New Delhi: A New Delhi-based civil rights organization has said that police in Andhra Pradesh state carried out discriminatory crackdowns against Muslims, including unlawful detentions, custodial violence and selective prosecution, following communal unrest earlier this month.

According to Kashmir Media Service, the Association for Protection of Civil Rights (APCR) in a fact-finding report said its investigation found evidence of systematic targeting of Muslims during and after violence at Almaspet Circle in Kadapa city on May 9. Titled “Selective Justice: Detention, Torture, and Religious Targeting,” the report is based on field visits, witness testimonies, interviews with affected families, and examination of police complaints, remand documents and other official records.
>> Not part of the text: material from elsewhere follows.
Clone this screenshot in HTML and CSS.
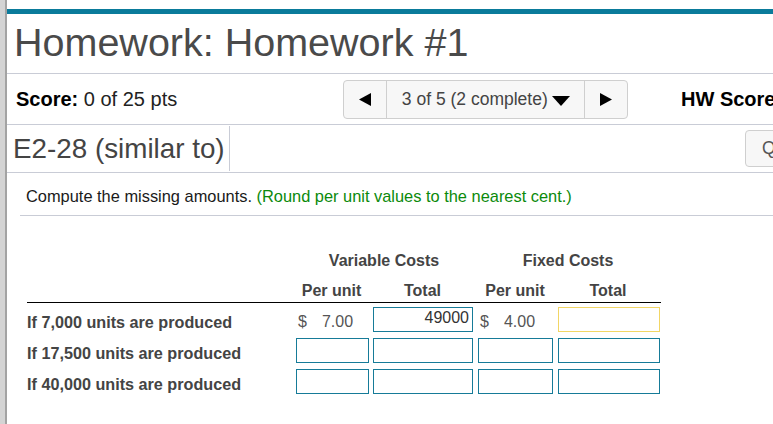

The report said tensions erupted after competing campaigns to rename a traffic circle in Kadapa after either 18th-century Muslim ruler and anti-colonial figure Tipu Sultan or Hindu idol Hanuman. It added that the situation escalated after Hindu right-wing groups installed unauthorised “Hanuman Circle” banners despite an earlier municipal proposal favouring “Tipu Sultan Circle.”

Rejecting official accounts describing the unrest as a routine “clash between two communities,” APCR said police action reflected patterns of religious profiling and unequal enforcement targeting Muslims. It said that at least 25 Muslim minors were detained and beaten without safeguards under India’s juvenile justice laws, while 22 Muslim men were illegally detained for several days without warrants and subjected to custodial assault.

Victims and witnesses interviewed by the organization described beatings, intimidation and denial of legal protections while in custody, the report said.

The fact-finding team further found that Muslim residents faced harsher criminal charges, including serious non-bailable offenses, while non-Muslim individuals accused in connection with the unrest were booked under comparatively lighter sections of law.

It further said that police carried out aggressive baton charges inside Muslim-majority neighborhoods even after crowds had dispersed, calling it punitive and collective targeting. APCR also said that the administration did not act swiftly against provocative mobilization by Hindu nationalist groups.

Calling for accountability, the organisation demanded an independent judicial or magisterial inquiry, review of cases involving minors, forensic examination of CCTV footage and police records, and action against officials involved in custodial violence and discriminatory conduct, warning that continued impunity could deepen communal polarisation and erode public trust in state institutions.